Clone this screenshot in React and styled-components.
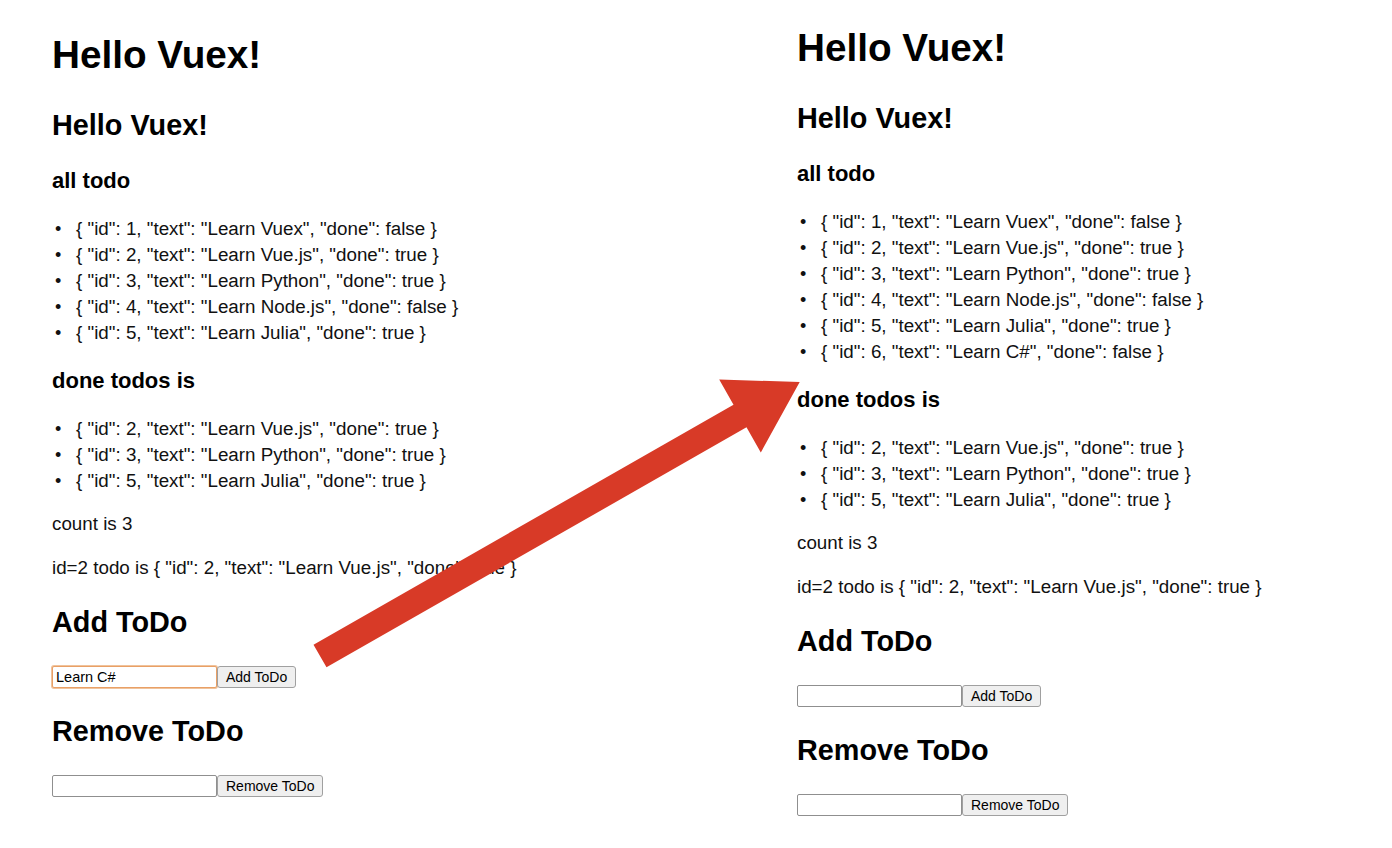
import React from 'react';
import styled, { createGlobalStyle } from 'styled-components';

const allTodos = [
  { id: 1, text: 'Learn Vuex', done: false },
  { id: 2, text: 'Learn Vue.js', done: true },
  { id: 3, text: 'Learn Python', done: true },
  { id: 4, text: 'Learn Node.js', done: false },
  { id: 5, text: 'Learn Julia', done: true },
];

const afterTodos = [...allTodos, { id: 6, text: 'Learn C#', done: false }];

const show = todo =>
  `{ "id": ${todo.id}, "text": "${todo.text}", "done": ${todo.done} }`;

const Snapshot = ({ todos, draft, shifted }) => {
  const done = todos.filter(t => t.done);
  return (
    <Panel shifted={shifted}>
      <Title>Hello Vuex!</Title>
      <Heading>Hello Vuex!</Heading>
      <Label>all todo</Label>
      <List>
        {todos.map(t => (
          <Item key={t.id}>{show(t)}</Item>
        ))}
      </List>
      <Label>done todos is</Label>
      <List>
        {done.map(t => (
          <Item key={t.id}>{show(t)}</Item>
        ))}
      </List>
      <Text>count is {done.length}</Text>
      <Text>id=2 todo is {show(todos[1])}</Text>
      <Heading>Add ToDo</Heading>
      <Row>
        <Field focused={!!draft} defaultValue={draft || ''} />
        <Button>Add ToDo</Button>
      </Row>
      <Heading>Remove ToDo</Heading>
      <Row>
        <Field />
        <Button>Remove ToDo</Button>
      </Row>
    </Panel>
  );
};

const App = () => (
  <>
    <GlobalStyle />
    <Page>
      <Snapshot todos={allTodos} draft="Learn C#" />
      <Snapshot todos={afterTodos} shifted />
      <Arrow viewBox="0 0 1392 848">
        <polygon
          points="313.5,644.7 733.5,404.7 719.2,379.5 799.7,382 760.8,452.5 746.5,427.3 326.5,667.3"
          fill="#d83a27"
        />
      </Arrow>
    </Page>
  </>
);

export default App;

const GlobalStyle = createGlobalStyle`
  body {
    margin: 0;
    background: #ffffff;
    font-family: "Liberation Sans", Arial, sans-serif;
    color: #111111;
  }
`;

const Page = styled.div`
  position: relative;
  width: 1392px;
  height: 848px;
  overflow: hidden;
  display: grid;
  grid-template-columns: 745px 1fr;
  padding-left: 52px;
  box-sizing: border-box;
`;

const Panel = styled.div`
  padding-top: ${props => (props.shifted ? '26px' : '33px')};
`;

const Title = styled.h1`
  font-size: 38.7px;
  line-height: 44px;
  font-weight: bold;
  margin: 0 0 31px;
  color: #000;
`;

const Heading = styled.h2`
  font-size: 28.8px;
  line-height: 34px;
  font-weight: bold;
  margin: 24px 0 26px;
  color: #000;
`;

const Label = styled.h3`
  font-size: 22px;
  line-height: 26px;
  font-weight: bold;
  margin: 22px 0;
  color: #000;
`;

const List = styled.ul`
  margin: 17px 0;
  padding: 0;
  list-style: none;
`;

const Item = styled.li`
  font-size: 18.8px;
  line-height: 26px;
  height: 26px;

  &::before {
    content: '•';
    display: inline-block;
    vertical-align: top;
    width: 24px;
    padding-left: 3px;
    box-sizing: border-box;
    font-size: 18px;
    line-height: 27px;
  }
`;

const Text = styled.p`
  font-size: 18.8px;
  line-height: 26px;
  margin: 17px 0 18px;
`;

const Row = styled.div`
  display: flex;
  margin: 27px 0 26px;
  height: 22px;
`;

const Field = styled.input`
  width: 165px;
  height: 22px;
  box-sizing: border-box;
  padding: 0 3px;
  font-family: "Liberation Sans", Arial, sans-serif;
  font-size: 14.5px;
  color: #000;
  border: 1px solid ${props => (props.focused ? '#e9a066' : '#8f8f8f')};
  box-shadow: ${props => (props.focused ? '0 0 0 1px #f0c39c' : 'none')};
  border-radius: 2px;
  outline: none;
`;

const Button = styled.button`
  height: 22px;
  box-sizing: border-box;
  padding: 0 8px;
  font-family: "Liberation Sans", Arial, sans-serif;
  font-size: 14px;
  color: #000;
  background: #efefef;
  border: 1px solid #a0a0a0;
  border-radius: 3px;
`;

const Arrow = styled.svg`
  position: absolute;
  left: 0;
  top: 0;
  width: 1392px;
  height: 848px;
  pointer-events: none;
`;
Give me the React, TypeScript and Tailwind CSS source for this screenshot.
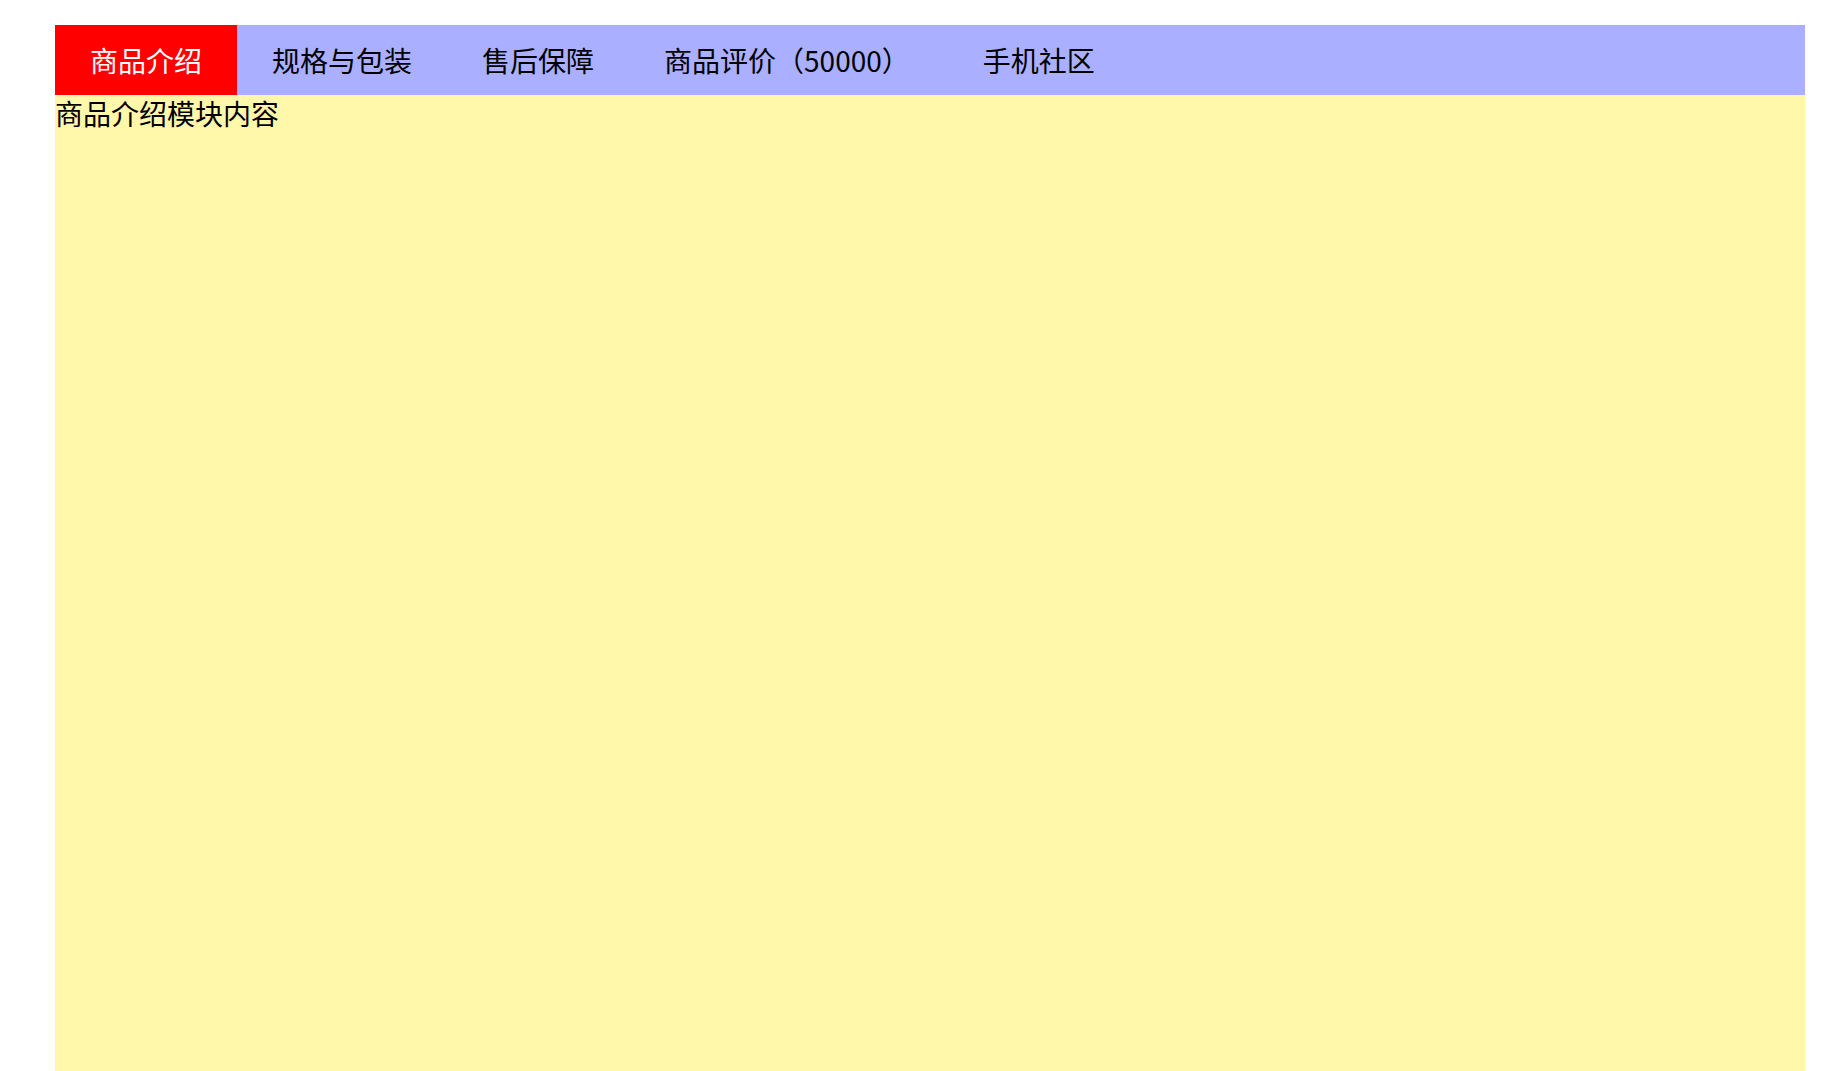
import { useState } from 'react';

const tabs = ['商品介绍', '规格与包装', '售后保障', '商品评价（50000）', '手机社区'];

export default function App() {
  const [active, setActive] = useState(0);

  return (
    <div
      className="ml-[55px] mt-[25px] w-[1750px] text-[28px] leading-[37px] text-black"
      style={{ fontFamily: '"Microsoft YaHei", "Noto Sans CJK SC", "Noto Sans", sans-serif' }}
    >
      {/* Tab bar */}
      <ul className="flex h-[70px] bg-[#aab0ff]">
        {tabs.map((tab, idx) => (
          <li
            key={idx}
            onClick={() => setActive(idx)}
            className={
              idx === active
                ? 'flex items-center px-[35px] cursor-pointer bg-[#ff0000] text-white'
                : idx === 3
                  ? 'flex items-center pl-[35px] pr-[38px] cursor-pointer'
                  : 'flex items-center px-[35px] cursor-pointer'
            }
          >
            {tab}
          </li>
        ))}
      </ul>

      {/* Content */}
      <div className="h-[1000px] bg-[#fff7aa]">
        <div>{tabs[active].replace(/（.*）/, '')}模块内容</div>
      </div>
    </div>
  );
}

• • •

Using the data above, print every line exactly, omitting pictures.

Clone this screenshot in React and styled-components.
import React from 'react';
import styled, { createGlobalStyle } from 'styled-components';

const allTodos = [
  { id: 1, text: 'Learn Vuex', done: false },
  { id: 2, text: 'Learn Vue.js', done: true },
  { id: 3, text: 'Learn Python', done: true },
  { id: 4, text: 'Learn Node.js', done: false },
  { id: 5, text: 'Learn Julia', done: true },
];

const afterTodos = [...allTodos, { id: 6, text: 'Learn C#', done: false }];

const show = todo =>
  `{ "id": ${todo.id}, "text": "${todo.text}", "done": ${todo.done} }`;

const Snapshot = ({ todos, draft, shifted }) => {
  const done = todos.filter(t => t.done);
  return (
    <Panel shifted={shifted}>
      <Title>Hello Vuex!</Title>
      <Heading>Hello Vuex!</Heading>
      <Label>all todo</Label>
      <List>
        {todos.map(t => (
          <Item key={t.id}>{show(t)}</Item>
        ))}
      </List>
      <Label>done todos is</Label>
      <List>
        {done.map(t => (
          <Item key={t.id}>{show(t)}</Item>
        ))}
      </List>
      <Text>count is {done.length}</Text>
      <Text>id=2 todo is {show(todos[1])}</Text>
      <Heading>Add ToDo</Heading>
      <Row>
        <Field focused={!!draft} defaultValue={draft || ''} />
        <Button>Add ToDo</Button>
      </Row>
      <Heading>Remove ToDo</Heading>
      <Row>
        <Field />
        <Button>Remove ToDo</Button>
      </Row>
    </Panel>
  );
};

const App = () => (
  <>
    <GlobalStyle />
    <Page>
      <Snapshot todos={allTodos} draft="Learn C#" />
      <Snapshot todos={afterTodos} shifted />
      <Arrow viewBox="0 0 1392 848">
        <polygon
          points="313.5,644.7 733.5,404.7 719.2,379.5 799.7,382 760.8,452.5 746.5,427.3 326.5,667.3"
          fill="#d83a27"
        />
      </Arrow>
    </Page>
  </>
);

export default App;

const GlobalStyle = createGlobalStyle`
  body {
    margin: 0;
    background: #ffffff;
    font-family: "Liberation Sans", Arial, sans-serif;
    color: #111111;
  }
`;

const Page = styled.div`
  position: relative;
  width: 1392px;
  height: 848px;
  overflow: hidden;
  display: grid;
  grid-template-columns: 745px 1fr;
  padding-left: 52px;
  box-sizing: border-box;
`;

const Panel = styled.div`
  padding-top: ${props => (props.shifted ? '26px' : '33px')};
`;

const Title = styled.h1`
  font-size: 38.7px;
  line-height: 44px;
  font-weight: bold;
  margin: 0 0 31px;
  color: #000;
`;

const Heading = styled.h2`
  font-size: 28.8px;
  line-height: 34px;
  font-weight: bold;
  margin: 24px 0 26px;
  color: #000;
`;

const Label = styled.h3`
  font-size: 22px;
  line-height: 26px;
  font-weight: bold;
  margin: 22px 0;
  color: #000;
`;

const List = styled.ul`
  margin: 17px 0;
  padding: 0;
  list-style: none;
`;

const Item = styled.li`
  font-size: 18.8px;
  line-height: 26px;
  height: 26px;

  &::before {
    content: '•';
    display: inline-block;
    vertical-align: top;
    width: 24px;
    padding-left: 3px;
    box-sizing: border-box;
    font-size: 18px;
    line-height: 27px;
  }
`;

const Text = styled.p`
  font-size: 18.8px;
  line-height: 26px;
  margin: 17px 0 18px;
`;

const Row = styled.div`
  display: flex;
  margin: 27px 0 26px;
  height: 22px;
`;

const Field = styled.input`
  width: 165px;
  height: 22px;
  box-sizing: border-box;
  padding: 0 3px;
  font-family: "Liberation Sans", Arial, sans-serif;
  font-size: 14.5px;
  color: #000;
  border: 1px solid ${props => (props.focused ? '#e9a066' : '#8f8f8f')};
  box-shadow: ${props => (props.focused ? '0 0 0 1px #f0c39c' : 'none')};
  border-radius: 2px;
  outline: none;
`;

const Button = styled.button`
  height: 22px;
  box-sizing: border-box;
  padding: 0 8px;
  font-family: "Liberation Sans", Arial, sans-serif;
  font-size: 14px;
  color: #000;
  background: #efefef;
  border: 1px solid #a0a0a0;
  border-radius: 3px;
`;

const Arrow = styled.svg`
  position: absolute;
  left: 0;
  top: 0;
  width: 1392px;
  height: 848px;
  pointer-events: none;
`;
Give me the React, TypeScript and Tailwind CSS source for this screenshot.
import { useState } from 'react';

const tabs = ['商品介绍', '规格与包装', '售后保障', '商品评价（50000）', '手机社区'];

export default function App() {
  const [active, setActive] = useState(0);

  return (
    <div
      className="ml-[55px] mt-[25px] w-[1750px] text-[28px] leading-[37px] text-black"
      style={{ fontFamily: '"Microsoft YaHei", "Noto Sans CJK SC", "Noto Sans", sans-serif' }}
    >
      {/* Tab bar */}
      <ul className="flex h-[70px] bg-[#aab0ff]">
        {tabs.map((tab, idx) => (
          <li
            key={idx}
            onClick={() => setActive(idx)}
            className={
              idx === active
                ? 'flex items-center px-[35px] cursor-pointer bg-[#ff0000] text-white'
                : idx === 3
                  ? 'flex items-center pl-[35px] pr-[38px] cursor-pointer'
                  : 'flex items-center px-[35px] cursor-pointer'
            }
          >
            {tab}
          </li>
        ))}
      </ul>

      {/* Content */}
      <div className="h-[1000px] bg-[#fff7aa]">
        <div>{tabs[active].replace(/（.*）/, '')}模块内容</div>
      </div>
    </div>
  );
}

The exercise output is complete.